The problem is that no one is quite sure how AI will change things – or, for that matter, if it will change things. Jim Covello, head of global equity research at Goldman Sachs, is among the doubters.

In a recent report, he argues that AI is expensive and not as useful in its current state as people think. It still lacks a simple, obvious application that saves time and money for anyone who uses it. Mr. Covello says that if a powerful use case for AI doesn’t emerge before the next economic downturn, AI stocks could have a long way to fall.

Whatever happens to AI, Wall Street is also vulnerable to a quieter, less technical threat: the possibility that the U.S. economy isn’t quite as robust as investors now assume.

Consensus forecasts now see inflation fading painlessly back to target and growth continuing at a decent pace with no recession in sight. Cautious investors, though, may see a third reason to be wary about U.S. stocks if they ponder how much of that happy outlook rests on the federal government’s continued willingness to gush cash.

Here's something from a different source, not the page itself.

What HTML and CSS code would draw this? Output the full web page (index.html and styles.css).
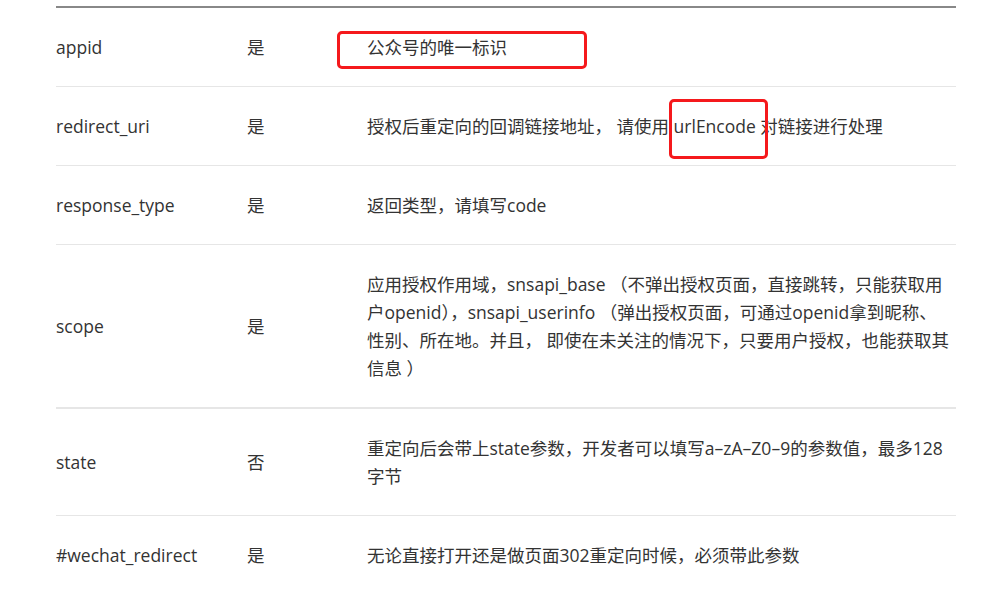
FILE: index.html
```html
<!DOCTYPE html>
<html lang="zh-CN">
<head>
    <meta charset="UTF-8">
    <title>网页授权参数说明</title>
    <link rel="stylesheet" href="styles.css">
</head>
<body>
    <div class="page">
        <table class="params">
            <tr>
                <td class="name">appid</td>
                <td class="req">是</td>
                <td class="desc">公众号的唯一标识</td>
            </tr>
            <tr>
                <td class="name">redirect_uri</td>
                <td class="req">是</td>
                <td class="desc">授权后重定向的回调链接地址， 请使用 urlEncode 对链接进行处理</td>
            </tr>
            <tr>
                <td class="name">response_type</td>
                <td class="req">是</td>
                <td class="desc">返回类型，请填写code</td>
            </tr>
            <tr class="thick">
                <td class="name">scope</td>
                <td class="req">是</td>
                <td class="desc">应用授权作用域，snsapi_base （不弹出授权页面，直接跳转，只能获取用户openid），snsapi_userinfo （弹出授权页面，可通过openid拿到昵称、性别、所在地。并且， 即使在未关注的情况下，只要用户授权，也能获取其信息 ）</td>
            </tr>
            <tr>
                <td class="name">state</td>
                <td class="req">否</td>
                <td class="desc">重定向后会带上state参数，开发者可以填写a–zA–Z0–9的参数值，最多128字节</td>
            </tr>
            <tr>
                <td class="name">#wechat_redirect</td>
                <td class="req">是</td>
                <td class="desc">无论直接打开还是做页面302重定向时候，必须带此参数</td>
            </tr>
        </table>

        <div class="mark mark-appid"></div>
        <div class="mark mark-encode"></div>
    </div>
</body>
</html>
```

FILE: styles.css
```css
body {
    margin: 0;
    background: #fff;
    font-family: "Open Sans", "Noto Sans CJK SC", sans-serif;
    font-size: 17.5px;
    color: #333;
}
.page {
    position: relative;
    padding: 6px 0 0 56px;
}
.params {
    width: 900px;
    border-collapse: collapse;
    border-top: 2px solid #888;
}
.params td {
    padding: 25px 0;
    line-height: 28px;
    vertical-align: middle;
    border-bottom: 1px solid #e6e6e6;
}
.params tr.thick td {
    border-bottom-width: 2px;
}
.params td.name {
    width: 191px;
}
.params td.req {
    width: 120px;
}
.params td.desc {
    padding-right: 4px;
}
.mark {
    position: absolute;
    border: 3px solid #f5191c;
    border-radius: 5px;
}
.mark-appid {
    left: 337px;
    top: 31px;
    width: 244px;
    height: 32px;
}
.mark-encode {
    left: 669px;
    top: 99px;
    width: 93px;
    height: 54px;
}
```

Washington has essentially been running wartime deficits in peacetime. Its enormous deficits – equal to 6 per cent or more of the economy – are helping to inflate corporate profits for now. However, if markets balk at absorbing the huge amount of debt that Washington is now issuing, deficits may have to shrink – with unpleasant consequences for corporate profits.

Granted, the outlook for the deficit hinges on politics. A final reason to be cautious about U.S. markets is the unpredictable presidential election in November.

As things now stand, a convicted criminal will face off against a fading codger. Neither seems like a good option, but if Donald Trump is elected, markets will have to confront substantial uncertainty over whether he will follow through on his promises to erect new barriers to trade and demolish much of Joe Biden’s industrial strategy and climate policies.

Investors may want to take a step back from this turmoil. For all its current high spirits, the U.S. stock market is an expensive, politically volatile place that is riding high on AI euphoria and big deficits. Now is a fine time to start moving a bit of money into cheaper, less frothy markets.